The DS1016G is the stronger choice when a buyer needs a low-power, zero-configuration 16-port Gigabit switch with minimal rack-space overhead and a constrained power budget. At 10.68 W versus the USW-PRO-MAX-16's 25 W, it consumes less than half the power, and its direct 100–240 VAC input eliminates dependence on an external adapter. The USW-PRO-MAX-16 is the stronger choice when managed switching is required: it delivers 84 Gbps switching capacity and 62 Mpps forwarding rate—2.6× the DS1016G's 32 Gbps and 23.8 Mpps—and provides Ethernet-based management for traffic segmentation and monitoring. It also carries NDAA Section 889 compliance, which is a hard requirement for U.S. federal and many state/local government deployments.
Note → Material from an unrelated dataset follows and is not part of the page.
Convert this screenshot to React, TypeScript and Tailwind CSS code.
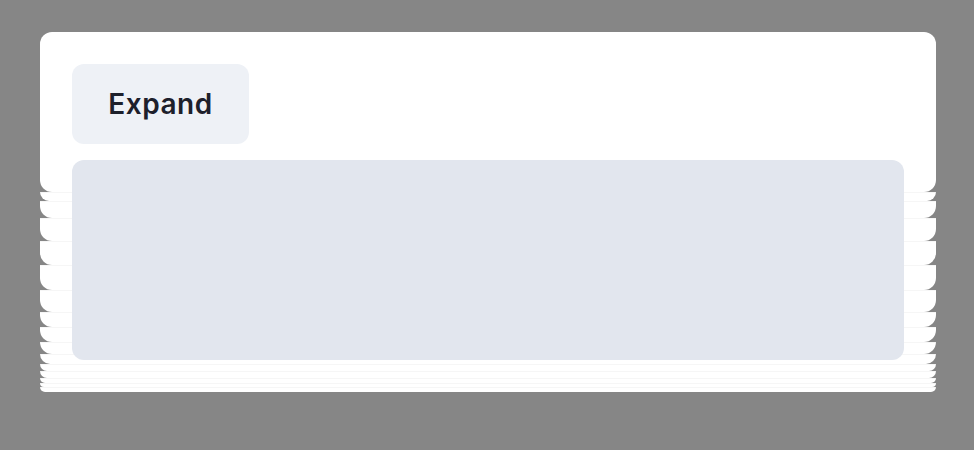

Buyers running unmanaged camera-only or simple LAN consolidation workloads who want plug-and-play simplicity will find the DS1016G adequate; buyers needing network visibility, policy enforcement, or NDAA compliance should select the USW-PRO-MAX-16.
Is the DS1016G or USW-PRO-MAX-16 better for a small IP camera network that just needs to connect cameras to an NVR?
If no VLANs, QoS, or remote management are needed, the DS1016G's plug-and-play operation is sufficient for a straightforward camera-to-NVR aggregation role. Its Isolation Mode (ports 1–14) and Loop Prevention are built-in without configuration. The USW-PRO-MAX-16 adds managed capability and higher throughput but requires setup and a controller or management interface—overhead that may not be justified for a simple, closed camera segment.
Does either switch support PoE to power cameras directly?
Neither the DS1016G nor the USW-PRO-MAX-16 is specified with PoE output in the supplied specifications. Although the DS1016G spec sheet lists 'PoE' under a compatibility field, no PoE budget, PoE port count, or IEEE 802.3af/at standard is documented for either unit. Buyers who need to power cameras directly from the switch should verify PoE support against each manufacturer's full datasheet before purchasing.
Which switch is required for U.S. government or federally funded security projects?
The USW-PRO-MAX-16 is documented as NDAA Section 889 compliant. No NDAA compliance claim is made in the DS1016G specifications. Federal, state, or local government projects subject to NDAA Section 889 procurement restrictions should select the USW-PRO-MAX-16 or confirm the DS1016G's compliance status directly with TP-Link before specifying it.